→ **DESCRIPTION OF THE TASK**: Check each line of the material. Copy those containing "that".

→ **PROVIDED DATA**:
[start]

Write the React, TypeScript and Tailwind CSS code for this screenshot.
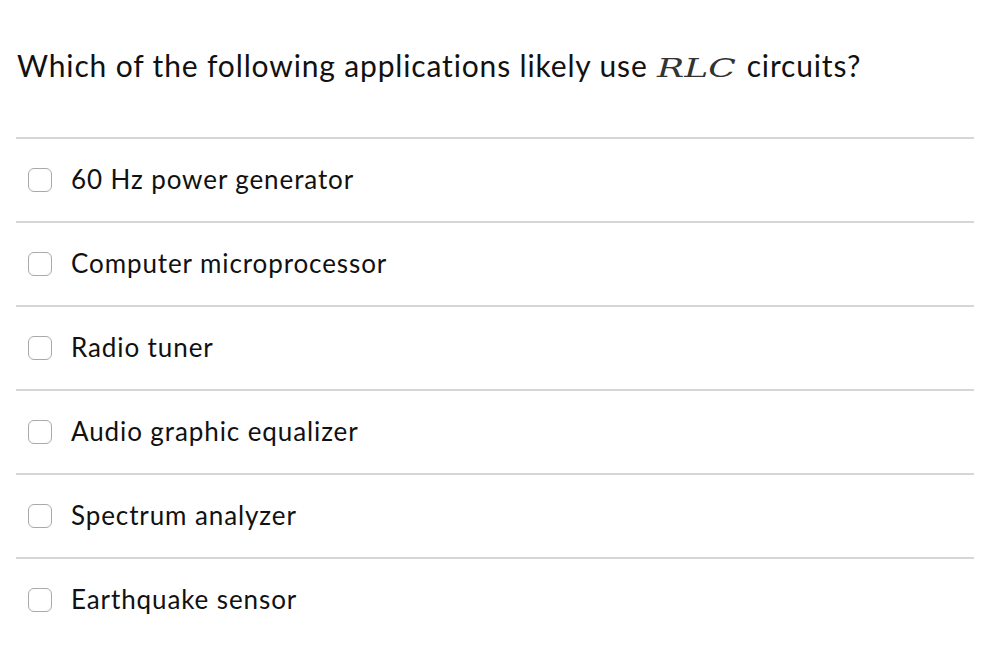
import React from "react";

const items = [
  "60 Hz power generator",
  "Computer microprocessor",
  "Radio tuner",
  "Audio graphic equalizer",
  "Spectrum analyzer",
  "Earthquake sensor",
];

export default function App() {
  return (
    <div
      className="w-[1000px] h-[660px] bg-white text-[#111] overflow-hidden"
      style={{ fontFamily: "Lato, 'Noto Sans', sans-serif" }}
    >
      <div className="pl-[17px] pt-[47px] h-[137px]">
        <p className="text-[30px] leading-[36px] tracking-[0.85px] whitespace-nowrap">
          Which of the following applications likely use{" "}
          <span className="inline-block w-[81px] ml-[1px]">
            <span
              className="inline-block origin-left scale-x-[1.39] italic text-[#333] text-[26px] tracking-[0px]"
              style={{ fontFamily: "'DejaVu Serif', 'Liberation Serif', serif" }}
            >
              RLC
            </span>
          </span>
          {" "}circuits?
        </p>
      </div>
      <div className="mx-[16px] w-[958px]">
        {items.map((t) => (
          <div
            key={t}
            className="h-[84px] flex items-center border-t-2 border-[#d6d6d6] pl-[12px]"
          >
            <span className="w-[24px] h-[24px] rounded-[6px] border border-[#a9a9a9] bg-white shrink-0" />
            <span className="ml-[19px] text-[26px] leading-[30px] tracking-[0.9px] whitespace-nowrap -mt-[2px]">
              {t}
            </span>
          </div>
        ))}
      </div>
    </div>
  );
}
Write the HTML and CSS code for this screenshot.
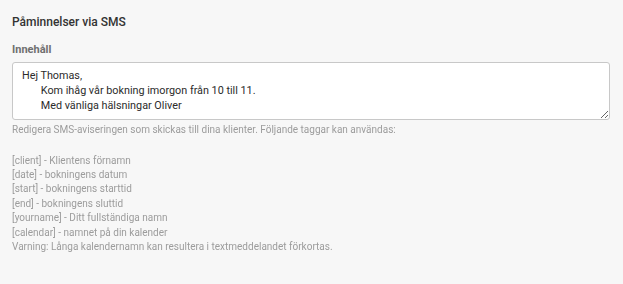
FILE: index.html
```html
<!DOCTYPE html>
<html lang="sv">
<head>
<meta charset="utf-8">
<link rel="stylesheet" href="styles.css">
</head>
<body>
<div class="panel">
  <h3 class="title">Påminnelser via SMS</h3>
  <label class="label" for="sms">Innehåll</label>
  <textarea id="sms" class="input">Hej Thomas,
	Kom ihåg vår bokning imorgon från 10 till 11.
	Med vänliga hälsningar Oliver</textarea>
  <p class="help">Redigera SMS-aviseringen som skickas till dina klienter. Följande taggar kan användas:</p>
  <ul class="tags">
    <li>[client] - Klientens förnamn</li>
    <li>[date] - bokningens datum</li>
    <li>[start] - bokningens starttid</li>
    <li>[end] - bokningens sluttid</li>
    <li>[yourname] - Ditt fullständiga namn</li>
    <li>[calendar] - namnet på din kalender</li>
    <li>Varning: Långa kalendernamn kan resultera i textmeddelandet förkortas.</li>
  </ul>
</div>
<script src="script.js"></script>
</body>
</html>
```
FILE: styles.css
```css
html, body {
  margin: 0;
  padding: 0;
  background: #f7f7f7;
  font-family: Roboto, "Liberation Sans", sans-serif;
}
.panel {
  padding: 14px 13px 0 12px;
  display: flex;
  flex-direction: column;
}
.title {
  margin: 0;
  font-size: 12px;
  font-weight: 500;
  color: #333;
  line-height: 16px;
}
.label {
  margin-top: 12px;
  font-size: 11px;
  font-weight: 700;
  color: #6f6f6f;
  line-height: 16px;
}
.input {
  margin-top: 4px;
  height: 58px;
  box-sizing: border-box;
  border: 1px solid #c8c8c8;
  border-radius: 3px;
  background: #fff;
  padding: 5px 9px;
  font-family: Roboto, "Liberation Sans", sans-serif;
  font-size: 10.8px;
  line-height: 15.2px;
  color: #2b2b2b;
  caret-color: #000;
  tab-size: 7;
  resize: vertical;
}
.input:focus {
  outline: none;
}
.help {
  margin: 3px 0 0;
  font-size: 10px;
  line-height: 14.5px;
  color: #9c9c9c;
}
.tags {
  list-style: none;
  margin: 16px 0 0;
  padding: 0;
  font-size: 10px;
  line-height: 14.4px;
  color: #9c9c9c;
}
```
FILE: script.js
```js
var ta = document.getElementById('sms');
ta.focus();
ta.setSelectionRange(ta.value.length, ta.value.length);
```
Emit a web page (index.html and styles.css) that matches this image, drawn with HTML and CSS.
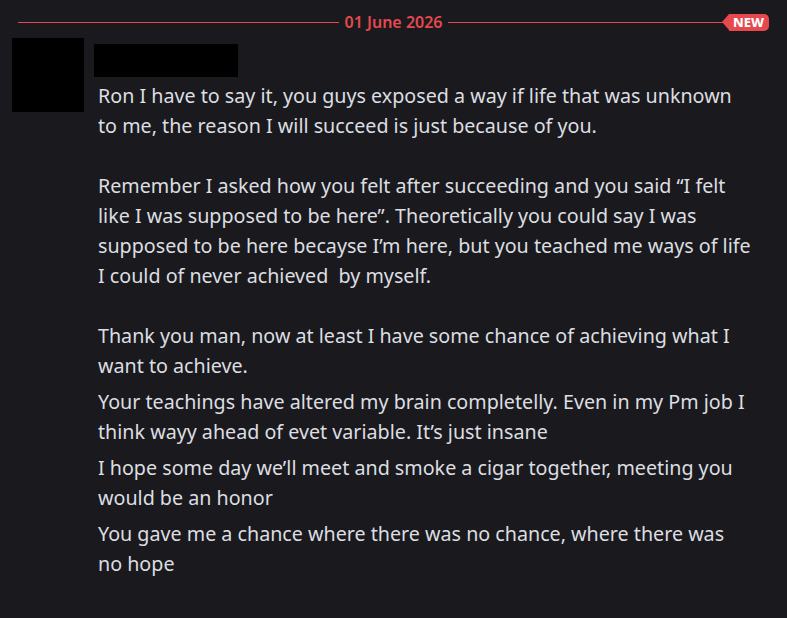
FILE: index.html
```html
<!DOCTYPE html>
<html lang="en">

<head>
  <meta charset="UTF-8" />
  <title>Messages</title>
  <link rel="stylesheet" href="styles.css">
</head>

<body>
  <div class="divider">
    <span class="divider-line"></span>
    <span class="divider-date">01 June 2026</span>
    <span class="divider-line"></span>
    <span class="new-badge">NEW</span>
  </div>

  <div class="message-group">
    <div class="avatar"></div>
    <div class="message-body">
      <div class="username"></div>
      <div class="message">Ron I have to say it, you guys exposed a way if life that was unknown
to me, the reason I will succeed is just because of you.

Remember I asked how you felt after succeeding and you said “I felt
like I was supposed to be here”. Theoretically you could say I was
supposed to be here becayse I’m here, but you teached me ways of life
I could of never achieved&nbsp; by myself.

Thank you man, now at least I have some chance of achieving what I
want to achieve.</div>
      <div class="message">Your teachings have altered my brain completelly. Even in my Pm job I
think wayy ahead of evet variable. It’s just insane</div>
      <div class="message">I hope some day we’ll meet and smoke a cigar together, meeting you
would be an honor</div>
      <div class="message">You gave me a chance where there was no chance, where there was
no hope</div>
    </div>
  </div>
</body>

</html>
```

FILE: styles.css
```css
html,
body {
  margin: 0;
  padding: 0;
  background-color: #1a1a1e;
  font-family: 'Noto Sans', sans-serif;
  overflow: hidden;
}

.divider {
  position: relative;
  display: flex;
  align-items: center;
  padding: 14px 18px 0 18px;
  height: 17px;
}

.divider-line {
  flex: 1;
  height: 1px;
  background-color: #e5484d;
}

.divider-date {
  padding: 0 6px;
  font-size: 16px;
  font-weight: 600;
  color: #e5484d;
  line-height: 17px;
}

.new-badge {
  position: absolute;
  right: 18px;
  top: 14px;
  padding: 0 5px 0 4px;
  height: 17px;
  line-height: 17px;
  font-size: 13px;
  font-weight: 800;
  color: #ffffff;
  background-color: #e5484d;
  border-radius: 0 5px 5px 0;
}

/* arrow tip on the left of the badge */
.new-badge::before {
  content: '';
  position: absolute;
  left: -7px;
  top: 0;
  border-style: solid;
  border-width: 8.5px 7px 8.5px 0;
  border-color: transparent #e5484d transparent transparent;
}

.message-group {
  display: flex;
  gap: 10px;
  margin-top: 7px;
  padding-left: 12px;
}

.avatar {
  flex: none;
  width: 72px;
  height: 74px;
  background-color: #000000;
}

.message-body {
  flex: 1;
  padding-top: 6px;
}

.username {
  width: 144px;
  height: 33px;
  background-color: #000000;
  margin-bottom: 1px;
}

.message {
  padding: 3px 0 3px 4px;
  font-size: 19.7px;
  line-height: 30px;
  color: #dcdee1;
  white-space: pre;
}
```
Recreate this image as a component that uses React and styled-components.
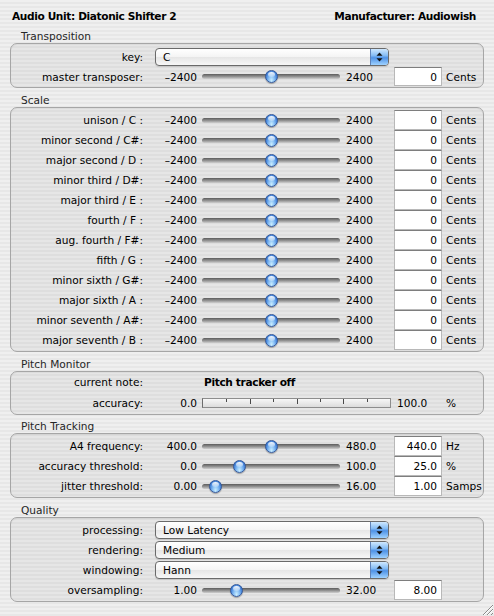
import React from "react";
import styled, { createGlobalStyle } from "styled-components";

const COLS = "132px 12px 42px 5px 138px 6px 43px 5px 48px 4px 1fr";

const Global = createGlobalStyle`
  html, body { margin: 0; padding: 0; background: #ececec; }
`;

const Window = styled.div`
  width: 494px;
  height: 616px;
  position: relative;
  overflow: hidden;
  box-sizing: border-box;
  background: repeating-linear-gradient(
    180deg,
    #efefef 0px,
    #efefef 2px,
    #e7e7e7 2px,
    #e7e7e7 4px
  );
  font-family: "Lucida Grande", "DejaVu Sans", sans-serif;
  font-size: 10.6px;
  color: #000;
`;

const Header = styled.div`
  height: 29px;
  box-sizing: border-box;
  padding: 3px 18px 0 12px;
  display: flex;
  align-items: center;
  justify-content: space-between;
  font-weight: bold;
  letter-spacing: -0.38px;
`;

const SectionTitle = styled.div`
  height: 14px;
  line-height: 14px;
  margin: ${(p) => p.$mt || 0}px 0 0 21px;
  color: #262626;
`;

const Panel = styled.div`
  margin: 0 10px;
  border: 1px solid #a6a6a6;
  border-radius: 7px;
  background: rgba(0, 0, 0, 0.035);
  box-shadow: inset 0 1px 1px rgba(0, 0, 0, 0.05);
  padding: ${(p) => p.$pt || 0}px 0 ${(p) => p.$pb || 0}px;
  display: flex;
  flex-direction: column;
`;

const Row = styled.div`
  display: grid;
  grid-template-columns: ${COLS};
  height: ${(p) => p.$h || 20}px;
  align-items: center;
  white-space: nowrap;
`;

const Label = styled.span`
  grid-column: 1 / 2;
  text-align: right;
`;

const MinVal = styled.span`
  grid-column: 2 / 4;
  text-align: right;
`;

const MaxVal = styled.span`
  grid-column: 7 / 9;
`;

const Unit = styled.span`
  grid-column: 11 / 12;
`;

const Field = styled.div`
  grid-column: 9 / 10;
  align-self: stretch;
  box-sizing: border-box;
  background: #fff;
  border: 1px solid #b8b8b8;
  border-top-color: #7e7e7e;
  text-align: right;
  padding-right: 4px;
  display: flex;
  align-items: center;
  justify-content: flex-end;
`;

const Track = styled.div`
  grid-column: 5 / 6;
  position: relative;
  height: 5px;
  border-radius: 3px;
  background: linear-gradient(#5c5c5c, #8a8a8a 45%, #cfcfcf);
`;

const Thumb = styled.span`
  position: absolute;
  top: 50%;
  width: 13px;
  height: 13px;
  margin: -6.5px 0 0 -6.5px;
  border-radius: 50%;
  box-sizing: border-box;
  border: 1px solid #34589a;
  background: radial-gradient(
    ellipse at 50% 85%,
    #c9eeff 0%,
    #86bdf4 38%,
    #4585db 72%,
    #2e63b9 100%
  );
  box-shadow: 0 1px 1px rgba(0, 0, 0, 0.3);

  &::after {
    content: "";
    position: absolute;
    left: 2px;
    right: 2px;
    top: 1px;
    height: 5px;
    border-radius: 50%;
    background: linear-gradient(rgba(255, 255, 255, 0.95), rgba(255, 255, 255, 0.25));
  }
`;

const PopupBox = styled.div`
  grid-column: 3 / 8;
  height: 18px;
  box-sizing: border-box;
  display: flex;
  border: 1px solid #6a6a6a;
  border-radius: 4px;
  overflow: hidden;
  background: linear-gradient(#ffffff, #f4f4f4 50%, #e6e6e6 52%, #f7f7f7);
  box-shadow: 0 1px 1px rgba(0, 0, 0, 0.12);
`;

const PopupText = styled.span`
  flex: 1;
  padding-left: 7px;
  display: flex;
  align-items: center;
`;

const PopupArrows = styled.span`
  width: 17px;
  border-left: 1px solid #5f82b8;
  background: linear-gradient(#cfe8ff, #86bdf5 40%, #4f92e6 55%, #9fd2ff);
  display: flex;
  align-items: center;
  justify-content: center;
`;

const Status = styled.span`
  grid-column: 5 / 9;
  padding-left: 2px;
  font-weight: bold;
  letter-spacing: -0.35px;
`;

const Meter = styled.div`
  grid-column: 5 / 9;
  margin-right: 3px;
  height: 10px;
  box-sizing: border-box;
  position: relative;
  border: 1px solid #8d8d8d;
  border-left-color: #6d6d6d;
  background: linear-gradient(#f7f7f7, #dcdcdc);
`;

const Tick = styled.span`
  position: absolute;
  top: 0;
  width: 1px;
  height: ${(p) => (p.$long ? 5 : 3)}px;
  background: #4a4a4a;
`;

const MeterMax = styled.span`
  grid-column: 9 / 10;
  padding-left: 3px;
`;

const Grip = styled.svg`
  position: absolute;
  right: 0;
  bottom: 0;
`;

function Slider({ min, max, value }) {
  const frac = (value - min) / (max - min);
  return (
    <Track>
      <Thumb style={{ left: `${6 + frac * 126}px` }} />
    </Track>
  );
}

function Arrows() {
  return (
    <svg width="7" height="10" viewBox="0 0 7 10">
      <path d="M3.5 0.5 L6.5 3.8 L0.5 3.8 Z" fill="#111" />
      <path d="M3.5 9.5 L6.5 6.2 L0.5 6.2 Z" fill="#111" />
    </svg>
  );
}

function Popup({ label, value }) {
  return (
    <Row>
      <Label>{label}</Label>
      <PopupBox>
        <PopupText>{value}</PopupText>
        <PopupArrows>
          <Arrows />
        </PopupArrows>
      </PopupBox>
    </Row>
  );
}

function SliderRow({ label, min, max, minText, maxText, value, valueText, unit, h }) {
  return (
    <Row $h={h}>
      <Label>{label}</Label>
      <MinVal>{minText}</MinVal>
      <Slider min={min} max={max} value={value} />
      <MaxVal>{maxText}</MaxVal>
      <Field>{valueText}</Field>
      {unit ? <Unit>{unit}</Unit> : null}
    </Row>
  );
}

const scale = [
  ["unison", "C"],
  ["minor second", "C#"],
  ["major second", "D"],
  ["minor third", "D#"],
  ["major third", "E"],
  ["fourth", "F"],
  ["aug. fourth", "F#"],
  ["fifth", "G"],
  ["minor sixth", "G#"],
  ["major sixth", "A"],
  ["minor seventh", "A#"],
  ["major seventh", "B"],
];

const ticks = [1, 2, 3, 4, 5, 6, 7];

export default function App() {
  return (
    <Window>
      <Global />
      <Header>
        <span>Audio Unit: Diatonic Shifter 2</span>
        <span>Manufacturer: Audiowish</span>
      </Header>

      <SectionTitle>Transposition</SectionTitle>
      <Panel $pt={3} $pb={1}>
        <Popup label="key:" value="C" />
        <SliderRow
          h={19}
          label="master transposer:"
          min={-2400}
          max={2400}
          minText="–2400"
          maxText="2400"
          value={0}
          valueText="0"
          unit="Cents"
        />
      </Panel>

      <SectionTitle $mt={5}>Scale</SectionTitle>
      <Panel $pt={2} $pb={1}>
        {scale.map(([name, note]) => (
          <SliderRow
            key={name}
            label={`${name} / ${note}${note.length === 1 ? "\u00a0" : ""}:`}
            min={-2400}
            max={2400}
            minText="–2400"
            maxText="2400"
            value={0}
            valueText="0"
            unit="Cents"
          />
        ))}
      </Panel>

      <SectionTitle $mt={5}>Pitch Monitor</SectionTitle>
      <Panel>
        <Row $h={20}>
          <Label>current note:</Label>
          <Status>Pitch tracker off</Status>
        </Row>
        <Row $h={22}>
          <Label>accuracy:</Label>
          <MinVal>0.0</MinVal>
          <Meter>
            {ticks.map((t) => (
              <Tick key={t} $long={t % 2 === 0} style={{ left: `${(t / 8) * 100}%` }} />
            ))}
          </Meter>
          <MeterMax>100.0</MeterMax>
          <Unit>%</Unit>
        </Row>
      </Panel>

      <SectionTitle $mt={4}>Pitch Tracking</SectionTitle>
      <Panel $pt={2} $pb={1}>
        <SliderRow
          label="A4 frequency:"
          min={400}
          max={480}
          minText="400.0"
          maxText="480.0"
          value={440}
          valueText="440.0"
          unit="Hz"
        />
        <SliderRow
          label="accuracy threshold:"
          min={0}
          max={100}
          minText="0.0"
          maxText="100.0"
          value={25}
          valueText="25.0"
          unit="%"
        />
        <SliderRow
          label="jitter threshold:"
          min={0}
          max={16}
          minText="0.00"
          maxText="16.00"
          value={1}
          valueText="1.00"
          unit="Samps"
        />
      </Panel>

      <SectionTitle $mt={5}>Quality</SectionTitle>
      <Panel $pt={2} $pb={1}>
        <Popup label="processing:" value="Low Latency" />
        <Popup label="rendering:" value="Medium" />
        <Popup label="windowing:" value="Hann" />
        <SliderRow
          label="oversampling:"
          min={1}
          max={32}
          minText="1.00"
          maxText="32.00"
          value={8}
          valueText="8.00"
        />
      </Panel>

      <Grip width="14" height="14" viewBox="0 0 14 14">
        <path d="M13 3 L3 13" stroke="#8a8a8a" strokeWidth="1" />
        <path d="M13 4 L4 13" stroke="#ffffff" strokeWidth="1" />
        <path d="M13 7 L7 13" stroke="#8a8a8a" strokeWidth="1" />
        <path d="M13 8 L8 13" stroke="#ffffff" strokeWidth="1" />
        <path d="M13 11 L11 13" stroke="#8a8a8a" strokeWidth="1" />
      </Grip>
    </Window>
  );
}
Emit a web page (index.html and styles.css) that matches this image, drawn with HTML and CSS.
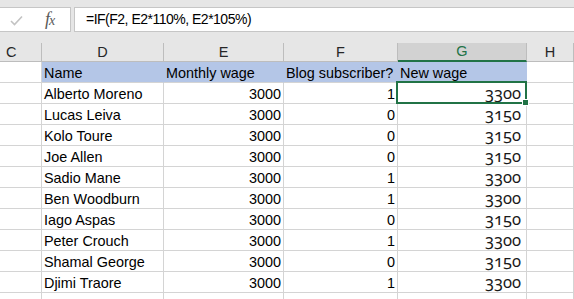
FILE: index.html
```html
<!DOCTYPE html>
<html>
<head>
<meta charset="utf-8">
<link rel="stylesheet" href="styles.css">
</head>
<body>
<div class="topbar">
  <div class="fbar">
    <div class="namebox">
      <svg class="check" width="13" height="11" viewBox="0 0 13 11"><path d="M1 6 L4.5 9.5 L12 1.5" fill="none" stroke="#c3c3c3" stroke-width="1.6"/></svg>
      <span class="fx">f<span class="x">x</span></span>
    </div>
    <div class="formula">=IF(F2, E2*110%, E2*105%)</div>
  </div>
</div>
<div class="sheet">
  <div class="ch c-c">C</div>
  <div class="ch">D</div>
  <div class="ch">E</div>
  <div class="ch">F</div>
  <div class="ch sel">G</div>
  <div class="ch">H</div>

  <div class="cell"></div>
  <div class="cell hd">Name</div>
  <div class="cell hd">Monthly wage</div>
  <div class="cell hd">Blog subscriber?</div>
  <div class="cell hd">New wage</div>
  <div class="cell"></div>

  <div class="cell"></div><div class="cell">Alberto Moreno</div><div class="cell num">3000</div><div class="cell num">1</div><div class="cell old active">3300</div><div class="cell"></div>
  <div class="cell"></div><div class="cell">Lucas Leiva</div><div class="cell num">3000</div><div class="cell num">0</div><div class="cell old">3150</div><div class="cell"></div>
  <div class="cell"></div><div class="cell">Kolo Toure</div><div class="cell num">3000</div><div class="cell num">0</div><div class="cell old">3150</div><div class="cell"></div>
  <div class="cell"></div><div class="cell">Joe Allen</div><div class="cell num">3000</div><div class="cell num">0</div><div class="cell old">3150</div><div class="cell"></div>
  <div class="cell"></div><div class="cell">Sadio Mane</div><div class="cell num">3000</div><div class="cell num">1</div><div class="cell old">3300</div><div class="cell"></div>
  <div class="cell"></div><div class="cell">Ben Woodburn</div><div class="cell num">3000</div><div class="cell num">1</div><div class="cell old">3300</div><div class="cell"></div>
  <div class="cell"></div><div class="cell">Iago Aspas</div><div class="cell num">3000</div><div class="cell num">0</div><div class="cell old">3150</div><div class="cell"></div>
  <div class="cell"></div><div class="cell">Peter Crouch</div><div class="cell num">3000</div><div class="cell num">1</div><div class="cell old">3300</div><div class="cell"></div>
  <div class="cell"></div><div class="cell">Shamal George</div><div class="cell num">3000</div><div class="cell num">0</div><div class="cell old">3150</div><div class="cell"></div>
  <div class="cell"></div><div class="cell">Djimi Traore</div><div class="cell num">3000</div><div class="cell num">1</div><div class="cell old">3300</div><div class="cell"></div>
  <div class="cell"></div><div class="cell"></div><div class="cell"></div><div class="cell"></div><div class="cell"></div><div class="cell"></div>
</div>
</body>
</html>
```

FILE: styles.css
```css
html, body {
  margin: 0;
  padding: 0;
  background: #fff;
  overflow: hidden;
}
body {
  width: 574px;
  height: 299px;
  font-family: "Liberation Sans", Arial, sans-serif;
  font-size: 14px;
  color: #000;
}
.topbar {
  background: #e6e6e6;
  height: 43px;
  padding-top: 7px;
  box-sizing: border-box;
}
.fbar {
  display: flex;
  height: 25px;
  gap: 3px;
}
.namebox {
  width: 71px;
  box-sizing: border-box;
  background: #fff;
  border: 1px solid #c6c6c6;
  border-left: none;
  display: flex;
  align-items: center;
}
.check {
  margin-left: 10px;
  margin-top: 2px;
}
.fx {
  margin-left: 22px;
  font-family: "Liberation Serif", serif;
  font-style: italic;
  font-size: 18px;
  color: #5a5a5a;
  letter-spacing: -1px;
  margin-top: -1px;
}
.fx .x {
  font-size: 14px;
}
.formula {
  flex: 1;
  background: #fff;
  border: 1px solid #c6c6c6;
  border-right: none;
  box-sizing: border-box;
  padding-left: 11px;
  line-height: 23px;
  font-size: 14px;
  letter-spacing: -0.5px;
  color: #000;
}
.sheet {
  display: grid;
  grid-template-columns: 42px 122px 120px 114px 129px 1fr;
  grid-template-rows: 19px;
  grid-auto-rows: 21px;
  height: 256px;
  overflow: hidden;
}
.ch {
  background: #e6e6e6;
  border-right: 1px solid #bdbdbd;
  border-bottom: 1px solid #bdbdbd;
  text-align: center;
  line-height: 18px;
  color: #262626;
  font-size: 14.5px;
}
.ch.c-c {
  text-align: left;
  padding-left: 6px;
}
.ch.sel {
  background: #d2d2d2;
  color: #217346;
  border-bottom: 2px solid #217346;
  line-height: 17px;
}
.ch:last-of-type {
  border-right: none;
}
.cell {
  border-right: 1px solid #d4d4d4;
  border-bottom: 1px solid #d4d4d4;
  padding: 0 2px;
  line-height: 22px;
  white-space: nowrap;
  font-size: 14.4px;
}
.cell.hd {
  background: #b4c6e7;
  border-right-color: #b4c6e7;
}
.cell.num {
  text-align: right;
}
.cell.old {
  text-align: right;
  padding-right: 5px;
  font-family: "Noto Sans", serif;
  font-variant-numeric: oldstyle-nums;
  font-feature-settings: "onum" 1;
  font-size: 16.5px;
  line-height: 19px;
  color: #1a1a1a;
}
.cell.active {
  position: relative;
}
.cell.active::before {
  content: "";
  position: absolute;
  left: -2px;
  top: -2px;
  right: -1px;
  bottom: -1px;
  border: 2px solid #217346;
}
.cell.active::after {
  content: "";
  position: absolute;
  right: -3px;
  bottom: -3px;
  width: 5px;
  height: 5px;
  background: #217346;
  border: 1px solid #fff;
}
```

[end]

→ **TASK RESULT**:
Emit a web page (index.html and styles.css) that matches this image, drawn with HTML and CSS.
      <div class="message">Ron I have to say it, you guys exposed a way if life that was unknown
Recreate this image as a component that uses React and styled-components.
Emit a web page (index.html and styles.css) that matches this image, drawn with HTML and CSS.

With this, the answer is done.